'Summer 1993' film review: Intimate & tender portrait of childhood, grieving
The unpretentious Spanish family drama "Summer 1993" (screened during AFI FEST 2017) is a vignette of genuine, melodrama-free moments - the totality of which is a tender story of a young girl forced to start a new life with a new family.
In short: After six-year-old Frida's parents die of AIDS, the orphaned girl struggles to adapt to life with her uncle's family.
The strength of "1993" is its light touch. The story's basic elements are grandiose in nature: the oft-overlooked victim of an epidemic that left a little girl orphaned. A lesser film would have stumbled all over itself to hammer home some obvious social message - but this is not the route of "1993." This moving character study of grief and childhood focuses on Frida, allowing her reactions tell her story - that of a girl whose life is completely changed by a misunderstood disease who stigma lingers to the survivors.
The film smartly follows Frida's journey mostly from her perspective, mainly letting the camera follow her around as she explores her uncle and aunt's home. Frida's family talks about her within earshot, seemingly treating her as if she is invisible. The goings on and musings of the adults around her are heard in the background, always putting priority on Frida's pensive and hesitant actions as the primary focus.
The relateable hardship of a child trying to make new friends and start anew is compounded by the stigmas Frida must endure not only as an orphan, but also the child of an AIDS patient -- during the height of the AIDS epidemic. Add the trauma of losing both of her parents and "1993" paints a thoughtful portrait of a girl trying to start a new life, unable to let go of her old life - and acting out.

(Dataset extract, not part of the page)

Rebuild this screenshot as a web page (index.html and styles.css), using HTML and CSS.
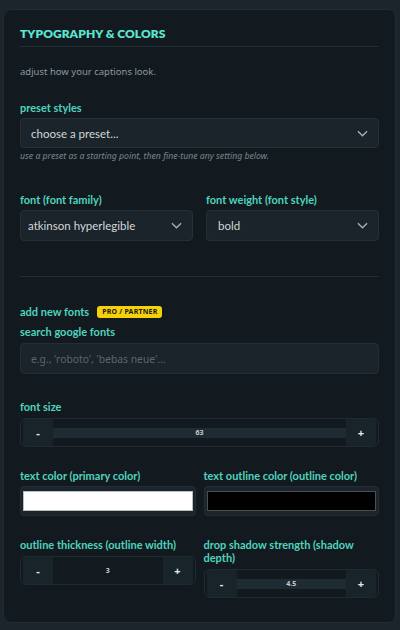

Frida is not characterized as some malicious hellion reeking utter destruction on her uncle's family. The film empathizes with Frida's world being completely upended, while also allowing her character latitude to explore and react to her new family life.

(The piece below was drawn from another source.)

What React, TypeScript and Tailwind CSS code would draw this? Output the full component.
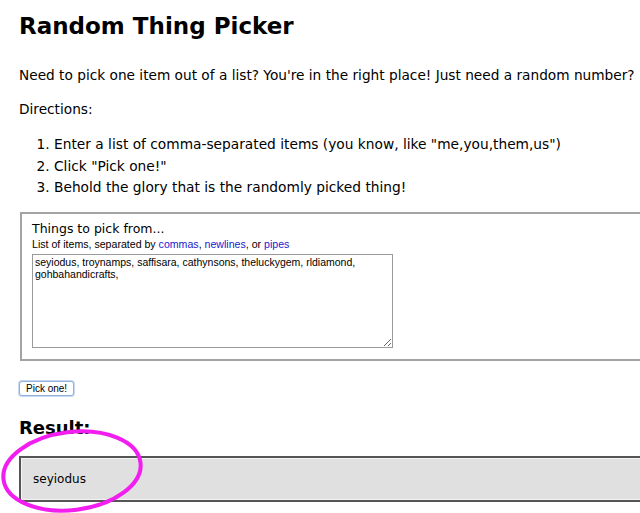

Even in Frida's most frustrating moments, the film does not judge her nor does it condone her rebellious actions. The film's naturalistic approach presents her struggles in an utterly humane light, one that is free of emotional manipulation on the part of the storytellers.

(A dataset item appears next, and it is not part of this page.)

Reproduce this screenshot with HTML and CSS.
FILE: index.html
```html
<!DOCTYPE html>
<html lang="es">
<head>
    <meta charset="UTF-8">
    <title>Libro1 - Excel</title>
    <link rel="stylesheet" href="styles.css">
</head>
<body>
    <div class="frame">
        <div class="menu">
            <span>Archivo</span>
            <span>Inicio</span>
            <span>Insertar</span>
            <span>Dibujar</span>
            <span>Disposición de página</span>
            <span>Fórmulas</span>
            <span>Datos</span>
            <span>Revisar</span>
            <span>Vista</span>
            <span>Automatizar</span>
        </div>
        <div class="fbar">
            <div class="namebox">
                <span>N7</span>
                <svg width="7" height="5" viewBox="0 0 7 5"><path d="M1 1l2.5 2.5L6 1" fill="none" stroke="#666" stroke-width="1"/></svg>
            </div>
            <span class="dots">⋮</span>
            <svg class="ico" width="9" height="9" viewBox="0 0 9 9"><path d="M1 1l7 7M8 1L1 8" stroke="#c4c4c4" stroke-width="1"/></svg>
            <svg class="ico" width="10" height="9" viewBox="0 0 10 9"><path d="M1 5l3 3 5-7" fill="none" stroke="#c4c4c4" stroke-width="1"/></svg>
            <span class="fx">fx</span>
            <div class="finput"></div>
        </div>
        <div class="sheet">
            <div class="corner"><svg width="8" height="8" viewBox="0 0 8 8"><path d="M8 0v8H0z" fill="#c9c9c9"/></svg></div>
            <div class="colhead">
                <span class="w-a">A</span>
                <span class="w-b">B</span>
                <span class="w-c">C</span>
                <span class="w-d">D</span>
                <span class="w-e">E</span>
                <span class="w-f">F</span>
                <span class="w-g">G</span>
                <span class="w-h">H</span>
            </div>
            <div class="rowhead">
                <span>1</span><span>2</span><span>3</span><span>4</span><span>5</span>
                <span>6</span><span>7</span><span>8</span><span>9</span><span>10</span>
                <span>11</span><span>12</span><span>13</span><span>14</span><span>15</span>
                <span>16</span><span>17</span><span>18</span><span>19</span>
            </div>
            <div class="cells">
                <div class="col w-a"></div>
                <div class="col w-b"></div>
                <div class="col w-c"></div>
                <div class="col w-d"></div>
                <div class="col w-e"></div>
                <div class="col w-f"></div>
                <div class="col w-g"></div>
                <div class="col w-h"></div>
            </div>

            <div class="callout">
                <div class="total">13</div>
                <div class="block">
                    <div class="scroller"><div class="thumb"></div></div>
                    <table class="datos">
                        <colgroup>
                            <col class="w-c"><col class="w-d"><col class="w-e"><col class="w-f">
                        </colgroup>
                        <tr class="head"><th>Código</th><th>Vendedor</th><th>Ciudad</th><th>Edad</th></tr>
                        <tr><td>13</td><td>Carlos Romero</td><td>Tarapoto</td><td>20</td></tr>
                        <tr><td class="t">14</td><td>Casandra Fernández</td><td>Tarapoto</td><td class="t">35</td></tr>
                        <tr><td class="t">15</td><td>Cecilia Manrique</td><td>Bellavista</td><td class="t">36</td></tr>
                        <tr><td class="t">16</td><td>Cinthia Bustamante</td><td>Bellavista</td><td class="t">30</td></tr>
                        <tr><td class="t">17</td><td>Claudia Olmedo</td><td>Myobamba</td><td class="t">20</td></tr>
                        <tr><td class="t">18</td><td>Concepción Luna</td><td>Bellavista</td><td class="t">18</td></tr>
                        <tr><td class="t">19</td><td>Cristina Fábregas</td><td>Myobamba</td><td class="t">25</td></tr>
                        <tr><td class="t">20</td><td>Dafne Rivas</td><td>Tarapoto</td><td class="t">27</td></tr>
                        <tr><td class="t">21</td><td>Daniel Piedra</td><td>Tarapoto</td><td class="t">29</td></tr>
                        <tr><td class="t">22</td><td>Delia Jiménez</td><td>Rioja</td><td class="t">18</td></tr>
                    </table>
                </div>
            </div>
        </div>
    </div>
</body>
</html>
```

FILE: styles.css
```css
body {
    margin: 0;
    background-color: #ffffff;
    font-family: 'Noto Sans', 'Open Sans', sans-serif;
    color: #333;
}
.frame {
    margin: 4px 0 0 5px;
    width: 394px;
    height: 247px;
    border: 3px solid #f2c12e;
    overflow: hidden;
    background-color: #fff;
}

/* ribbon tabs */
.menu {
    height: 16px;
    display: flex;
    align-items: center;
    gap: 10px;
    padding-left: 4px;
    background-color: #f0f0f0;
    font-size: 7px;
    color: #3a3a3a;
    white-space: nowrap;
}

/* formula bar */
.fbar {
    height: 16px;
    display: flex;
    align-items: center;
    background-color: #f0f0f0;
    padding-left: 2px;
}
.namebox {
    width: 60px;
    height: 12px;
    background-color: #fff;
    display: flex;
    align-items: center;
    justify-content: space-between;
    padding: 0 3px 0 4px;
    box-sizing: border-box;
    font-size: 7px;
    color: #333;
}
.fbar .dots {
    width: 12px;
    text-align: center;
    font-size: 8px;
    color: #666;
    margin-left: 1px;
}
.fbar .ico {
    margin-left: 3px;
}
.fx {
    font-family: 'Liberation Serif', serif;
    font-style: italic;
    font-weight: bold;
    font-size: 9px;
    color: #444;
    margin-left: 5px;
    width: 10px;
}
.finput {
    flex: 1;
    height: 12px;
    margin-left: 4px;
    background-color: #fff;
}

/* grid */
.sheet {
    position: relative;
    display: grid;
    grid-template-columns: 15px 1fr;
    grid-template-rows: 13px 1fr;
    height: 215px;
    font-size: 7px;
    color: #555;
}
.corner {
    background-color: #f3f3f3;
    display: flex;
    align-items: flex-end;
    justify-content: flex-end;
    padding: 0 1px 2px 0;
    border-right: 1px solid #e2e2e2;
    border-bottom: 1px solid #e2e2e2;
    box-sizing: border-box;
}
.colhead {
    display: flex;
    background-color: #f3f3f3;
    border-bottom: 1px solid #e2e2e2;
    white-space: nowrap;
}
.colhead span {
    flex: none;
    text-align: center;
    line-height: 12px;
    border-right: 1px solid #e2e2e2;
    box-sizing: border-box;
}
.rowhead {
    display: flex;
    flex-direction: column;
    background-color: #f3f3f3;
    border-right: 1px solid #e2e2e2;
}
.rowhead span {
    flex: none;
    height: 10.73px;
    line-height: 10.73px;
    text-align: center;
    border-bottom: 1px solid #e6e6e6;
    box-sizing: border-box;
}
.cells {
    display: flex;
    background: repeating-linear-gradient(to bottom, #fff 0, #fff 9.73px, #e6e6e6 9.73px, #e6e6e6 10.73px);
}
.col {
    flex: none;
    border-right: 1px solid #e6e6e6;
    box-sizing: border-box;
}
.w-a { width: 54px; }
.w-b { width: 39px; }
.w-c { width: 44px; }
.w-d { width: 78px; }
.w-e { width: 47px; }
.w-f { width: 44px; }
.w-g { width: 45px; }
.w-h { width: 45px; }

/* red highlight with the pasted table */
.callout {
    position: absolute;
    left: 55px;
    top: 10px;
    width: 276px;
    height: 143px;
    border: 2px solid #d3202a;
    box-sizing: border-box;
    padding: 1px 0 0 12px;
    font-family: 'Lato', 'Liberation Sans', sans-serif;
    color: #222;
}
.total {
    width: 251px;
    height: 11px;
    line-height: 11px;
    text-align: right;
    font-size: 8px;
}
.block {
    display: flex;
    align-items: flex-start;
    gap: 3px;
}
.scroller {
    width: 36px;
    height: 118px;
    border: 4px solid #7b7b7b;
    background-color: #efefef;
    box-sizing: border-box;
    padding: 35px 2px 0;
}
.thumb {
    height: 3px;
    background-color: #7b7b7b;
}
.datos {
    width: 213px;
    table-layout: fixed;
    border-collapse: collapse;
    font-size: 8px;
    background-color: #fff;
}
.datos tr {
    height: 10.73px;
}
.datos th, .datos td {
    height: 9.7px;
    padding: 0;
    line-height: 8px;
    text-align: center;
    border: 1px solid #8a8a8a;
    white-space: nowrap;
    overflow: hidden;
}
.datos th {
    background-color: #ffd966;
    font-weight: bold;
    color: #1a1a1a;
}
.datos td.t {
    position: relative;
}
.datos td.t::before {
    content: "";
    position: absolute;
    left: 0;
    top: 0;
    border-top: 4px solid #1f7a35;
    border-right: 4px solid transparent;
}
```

Final verdict: "Summer 1993" is a tender portrait of a family and a little girl trying to cope with grief. The film is so immersive that at times it feels more like a documentary than the phenomenal personal and intimate story that it is.
"Summer 1993," Spain's entry for the Best Foreign Language Film at the 90th Academy Awards, opens in select cities May 25. This Spanish language film is unrated and has a running time of 99 minutes.